God: Take Me To The Beach And Let Me Die There

By

When I was seventeen, my parents drove me from Philadelphia to Florida. America’s big toe. We stopped to get gas and Rolos every six or seven hours, and argued about how to kill or not kill terrorists as we drove toward pictures of the sun. This was 2004. We traced our progress down the east coast: this is South Carolina, where everything smells like flowers; this is Georgia, where the people don’t look you in the eye as much.

I’ve always hated the word vacation. I don’t want to vacate anything, don’t want to be vacuous, and, when I took biology, vacuoles were the things I hated the most. I hated the way my mother and father would lie down all day, just like the vacuoles inside them, developing a better idea of what it feels like to be dead.

We were at this lodge with a view of a city called Pompano Beach, named for a flat grey fish. A few miles above Miami. Two weeks in mid-December. I’m an only child, so I had my own room – a little efficiency with a kitchen and a pink loveseat that unfolded into a bed.

Mornings began with our faces at the window to put the weather together. My mother would walk around in circles thinking about the possibility of rain/quarrels. My father would tug himself out of bed and walk naked like a porpoise. Then we’d rub each others’ backs with Coppertone Water Babies and exit the air conditioning.

The thing about beaches is they’re nothing except everything that ever existed, pulverized until you can’t tell the difference between any of the things themselves. Maybe this is why we use them for our vacations – it’s good to know that, when we die, we’ll eventually end up tiny and shiny and durable, not caring if we’re different from one another. Just pieces of quartz, content in their conformity. And maybe this is why everyone reads/says nonsense on the beach. They know that none of it – not how many metaphors/colors they can conjure for the ocean, or how existential they can feel – will really matter in the end, anyway.

As the sun vaulted across Florida, I read The Dead by James Joyce and my parents turned themselves into sun dials on a blue blanket. We made pillows out of the khaki sand. I didn’t eat any of the pompanos or overripe melons which were given to us each night by people who were paid to feed us.

You start to wonder, when you think about vacation, if this really is a way to draw some dotted lines between life and death. If it’s a way to still yourself enough – not talking, becoming more animal, focused mostly on food and sleep – to realize that you’re just another mammal.

On Christmas Eve, surrounded by tiny vinyl evergreens and red bunting, I got into my parents’ Toyota without telling and drove up I-95. I passed a place called Jupiter and another called Blowing Rocks Preserve. The sky was purple and glowing and scratched with all kinds of strung out stratus clouds. At Port St. Lucie, a city about 80 miles from our lodge in Pompano, I parked the car by a Shell gas station and saw the station attendant coughing behind a pile of Rolos.
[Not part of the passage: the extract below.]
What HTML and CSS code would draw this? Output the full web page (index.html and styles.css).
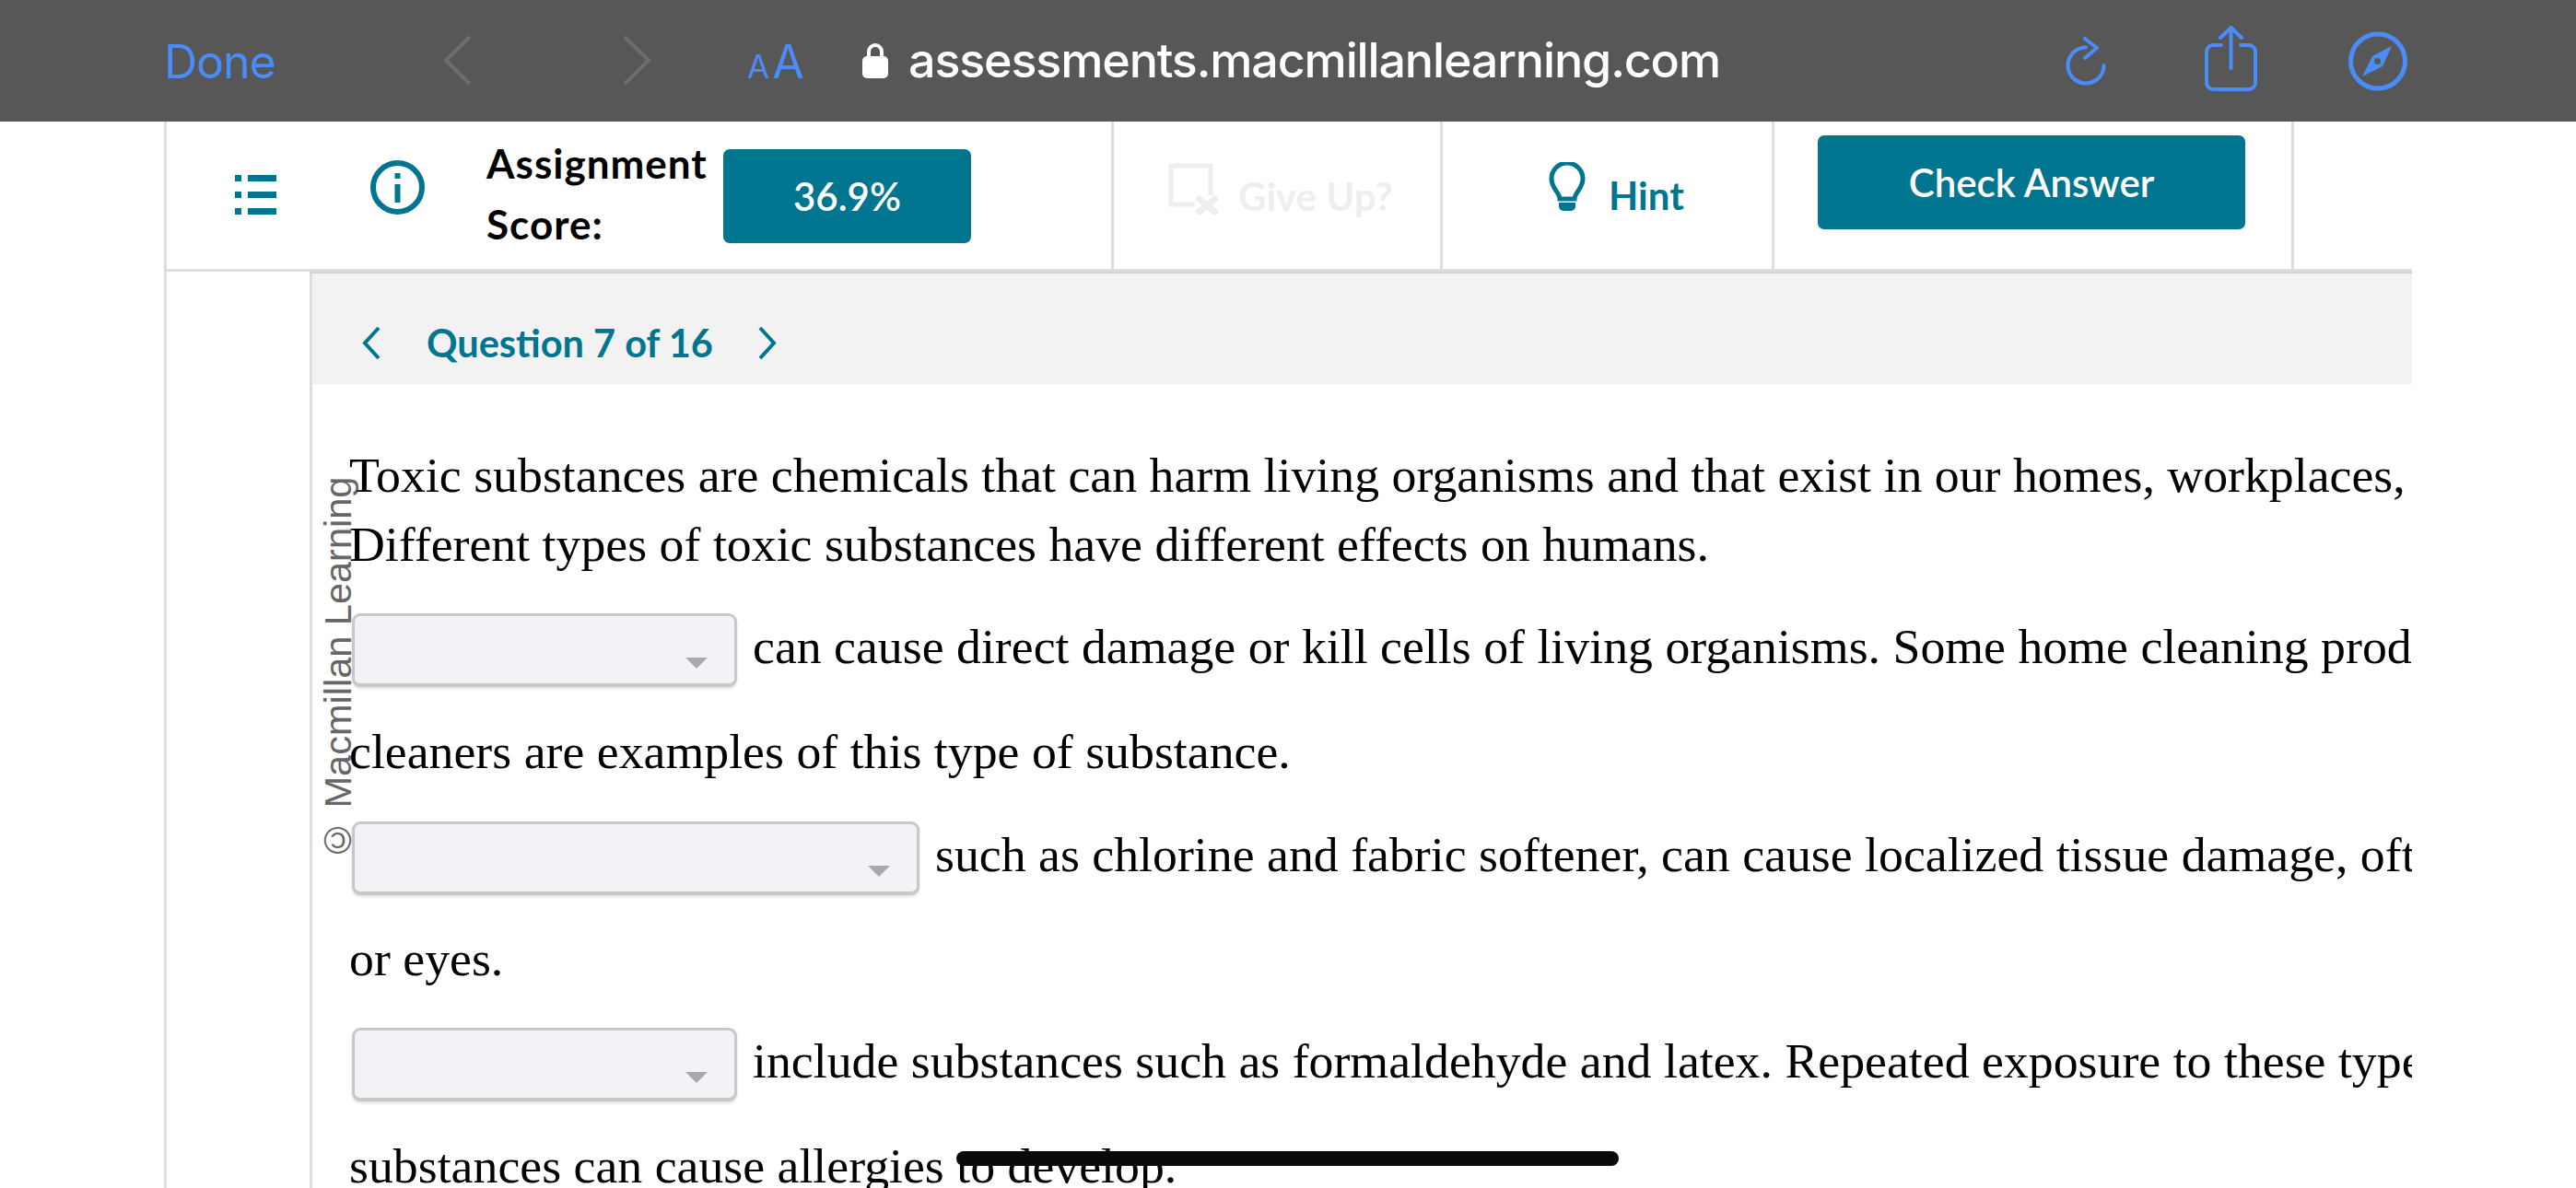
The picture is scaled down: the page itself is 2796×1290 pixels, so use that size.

His face was copper, but you got the sense it wasn’t from the sun. And I wondered what he thought of the word vacation. And what he’d say if I offered him some cantaloupe.

I asked him where I was. He told me where I was. Not sure why I did this, because I already knew where I was. Then his cell phone rang, and he began arguing in a more angular language. There was a crèche on the counter next to the cigarettes. I looked around, staring at the candy wrappers and the magnets with small paintings of rainbow umbrellas or pink seashells or pompanos. Standing under the fluorescent lights made the contrasting colors in all those pieces of plastic so much clearer.

I remember standing there listening to this man stretch his vocal cords about something that did not in any way involve a vacation and thinking: God, take me to Pompano Beach when my body turns into a flaccid bag of bones/blood/ideas/personal mantras. When I start watching TED talks on repeat. When I start cutting out quotes to tape to the refrigerator. When I start keeping receipts. When all I want is someone to walk up to me and give me a ripe melon.

I drove back down to Pompano as people were just beginning to celebrate the birth of Jesus Christ.